La négociation comme ouverture d’un espace public de discussion ? Les auteurs s’appliquent, à partir des analyses de négociations, à montrer les limites d’un débat sur le temps de travail, sa réduction et son aménagement, qui évacue des dimensions essentielles de la vie en société. Il y a là une clé interprétative des tensions qui se font jour, particulièrement dans les grands espaces urbains, et qui amène à proposer de « repenser les négociations en fonction de ceux qu’elles contraignent indirectement ».
Où va le temps de travail ?, comme le disent si bien Tremblay et de Terssac, cette question mériterait d’être reformulée en termes de : « Où vont les temporalités de la vie quotidienne ? ». On est près ici d’une formulation à la Norbert Elias de type « Où va la société des individus ? », pour autant que « toute vie sociale exige un synchronisme minimal, un aménagement commun des occupations, du travail et des fêtes permettant de faire ensemble ce qui doit l’être, de se rassembler pour communiquer en un lieu et une date connue de tous ».
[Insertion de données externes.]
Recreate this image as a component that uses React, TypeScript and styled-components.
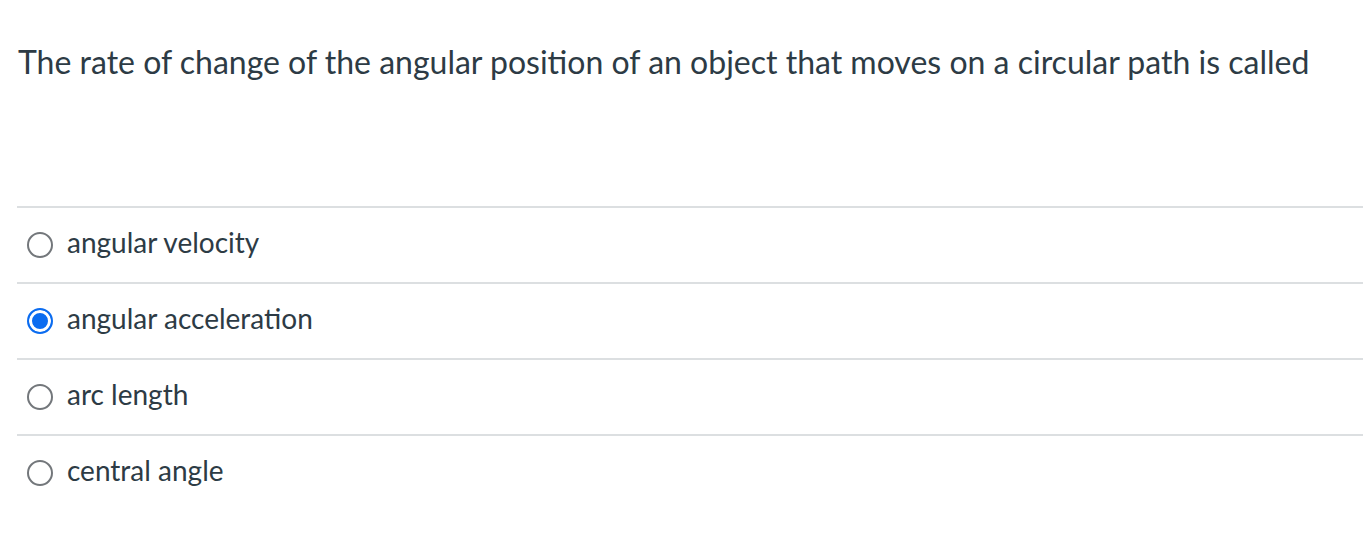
import React from 'react';
import styled, { createGlobalStyle } from 'styled-components';

const GlobalStyle = createGlobalStyle`
  html, body {
    margin: 0;
    padding: 0;
    background: #ffffff;
  }
  body {
    font-family: Lato, "Open Sans", sans-serif;
    color: #2d3b45;
  }
`;

const QuizQuestion = styled.div`
  padding: 40px 0 0 17px;
`;

const QuestionText = styled.p`
  margin: 0 0 0 1px;
  font-size: 32px;
  line-height: 44px;
  height: 166px;
`;

const AnswerList = styled.div`
  display: flex;
  flex-direction: column;
`;

const AnswerRow = styled.label`
  display: flex;
  align-items: center;
  gap: 14px;
  height: 76px;
  padding: 0 0 0 10px;
  border-top: 2px solid #dcdfe1;
  box-sizing: border-box;
  cursor: pointer;
`;

const Radio = styled.span<{ $checked?: boolean }>`
  width: 26px;
  height: 26px;
  border-radius: 50%;
  box-sizing: border-box;
  flex-shrink: 0;
  border: 2px solid ${(p) => (p.$checked ? '#0b6cf0' : '#73777b')};
  background: ${(p) => (p.$checked ? '#0b6cf0' : '#ffffff')};
  box-shadow: ${(p) => (p.$checked ? 'inset 0 0 0 3px #ffffff' : 'none')};
`;

const AnswerText = styled.span`
  font-size: 28px;
  line-height: 1;
  margin-top: -6px;
`;

const answers = [
  { text: 'angular velocity', checked: false },
  { text: 'angular acceleration', checked: true },
  { text: 'arc length', checked: false },
  { text: 'central angle', checked: false },
];

export default function App() {
  return (
    <>
      <GlobalStyle />
      <QuizQuestion>
        <QuestionText>
          The rate of change of the angular position of an object that moves on a circular path is called
        </QuestionText>
        <AnswerList>
          {answers.map((a) => (
            <AnswerRow key={a.text}>
              <Radio $checked={a.checked} />
              <AnswerText>{a.text}</AnswerText>
            </AnswerRow>
          ))}
        </AnswerList>
      </QuizQuestion>
    </>
  );
}
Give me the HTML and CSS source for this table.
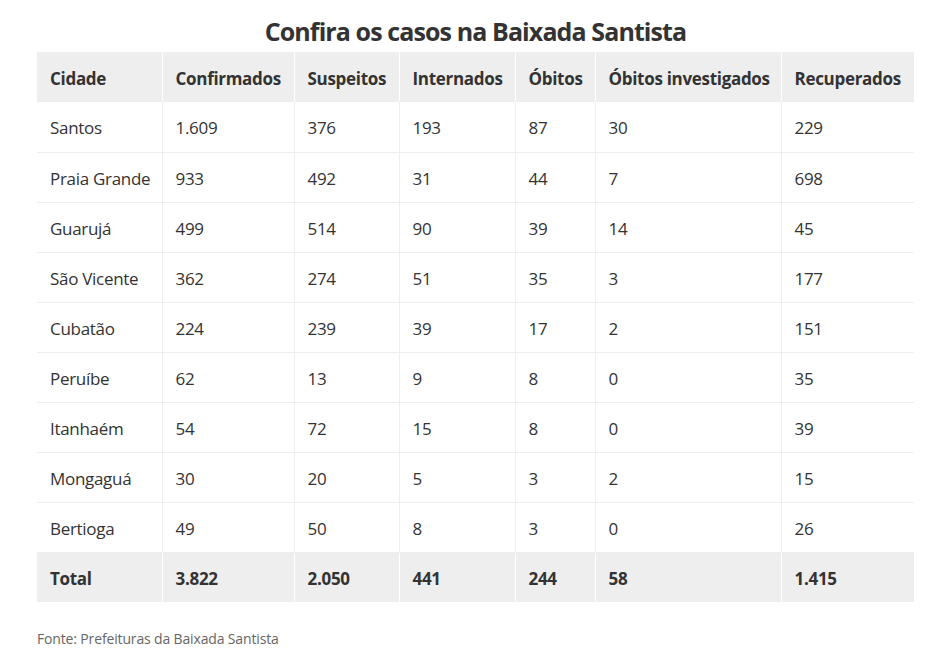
FILE: index.html
```html
<!DOCTYPE html>
<html lang="pt-BR">
<head>
<meta charset="utf-8">
<title>Confira os casos na Baixada Santista</title>
<link rel="stylesheet" href="styles.css">
</head>
<body>
<div class="wrap">
  <h2 class="title">Confira os casos na Baixada Santista</h2>
  <table class="data">
    <colgroup>
      <col class="c1"><col class="c2"><col class="c3"><col class="c4"><col class="c5"><col class="c6"><col class="c7">
    </colgroup>
    <thead>
      <tr><th>Cidade</th><th>Confirmados</th><th>Suspeitos</th><th>Internados</th><th>Óbitos</th><th>Óbitos investigados</th><th>Recuperados</th></tr>
    </thead>
    <tbody>
      <tr><td>Santos</td><td>1.609</td><td>376</td><td>193</td><td>87</td><td>30</td><td>229</td></tr>
      <tr><td>Praia Grande</td><td>933</td><td>492</td><td>31</td><td>44</td><td>7</td><td>698</td></tr>
      <tr><td>Guarujá</td><td>499</td><td>514</td><td>90</td><td>39</td><td>14</td><td>45</td></tr>
      <tr><td>São Vicente</td><td>362</td><td>274</td><td>51</td><td>35</td><td>3</td><td>177</td></tr>
      <tr><td>Cubatão</td><td>224</td><td>239</td><td>39</td><td>17</td><td>2</td><td>151</td></tr>
      <tr><td>Peruíbe</td><td>62</td><td>13</td><td>9</td><td>8</td><td>0</td><td>35</td></tr>
      <tr><td>Itanhaém</td><td>54</td><td>72</td><td>15</td><td>8</td><td>0</td><td>39</td></tr>
      <tr><td>Mongaguá</td><td>30</td><td>20</td><td>5</td><td>3</td><td>2</td><td>15</td></tr>
      <tr><td>Bertioga</td><td>49</td><td>50</td><td>8</td><td>3</td><td>0</td><td>26</td></tr>
    </tbody>
    <tfoot>
      <tr><td>Total</td><td>3.822</td><td>2.050</td><td>441</td><td>244</td><td>58</td><td>1.415</td></tr>
    </tfoot>
  </table>
  <p class="source">Fonte: Prefeituras da Baixada Santista</p>
</div>
</body>
</html>
```
FILE: styles.css
```css
html, body {
  margin: 0;
  padding: 0;
  background: #fff;
}
body {
  font-family: "Open Sans", "Noto Sans", sans-serif;
  color: #333;
}
.wrap {
  width: 877px;
  margin-left: 37px;
}
.title {
  margin: 15px 0 5px;
  font-size: 25px;
  line-height: 32px;
  font-weight: 700;
  letter-spacing: -0.9px;
  text-align: center;
  color: #333;
}
.data {
  width: 877px;
  border-collapse: collapse;
  table-layout: fixed;
  font-size: 17px;
  letter-spacing: -0.3px;
}
.c1 { width: 125px; }
.c2 { width: 132px; }
.c3 { width: 105px; }
.c4 { width: 116px; }
.c5 { width: 80px; }
.c6 { width: 186px; }
.c7 { width: 133px; }
.data th, .data td {
  height: 50px;
  padding: 2px 13px 0;
  text-align: left;
  vertical-align: middle;
  box-sizing: border-box;
  white-space: nowrap;
}
.data thead th, .data tfoot td {
  background: #eee;
  font-weight: 700;
  border-left: 1px solid #fff;
}
.data thead th:first-child, .data tfoot td:first-child {
  border-left: none;
}
.data tbody td {
  border-left: 1px solid #eee;
  border-bottom: 1px solid #eee;
  font-weight: 400;
}
.data tbody td:first-child {
  border-left: none;
}
.source {
  margin: 27px 0 0;
  font-size: 14px;
  line-height: 20px;
  letter-spacing: -0.15px;
  color: #666;
}
```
L’analyse critique vivifiante qui ressort de l’ensemble des contributions étale l’ampleur des efforts à accomplir pour progresser au sein de ce « procès de civilisation ». Nul doute que la lecture de cet ouvrage, dont la problématique particulière rend un hommage amplement mérité à l’oeuvre de William Grossin, explorateur des tensions entre temporalités, fournira tant aux enseignants-chercheurs qu’à tous les citoyens de nombreuses pistes de réflexions de recherches et d’actions sur des enjeux incontournables de notre avenir. Loin d’être écrit, en rose ou en noir, n’oublions pas nous dit Grossin qu’il dépend de l’évolution de notre conscience collective dont la maturation relève d’un processus de longue haleine. Gageons que sa conclusion finale porte une hypothèse dont l’humanisme mérite d’être entretenu : « La gouvernance des temps deviendra une affaire de démocratie politique à tous les échelons. Des temps aujourd’hui mal vécus… surgira un esprit de reconquête de temps dérobés ».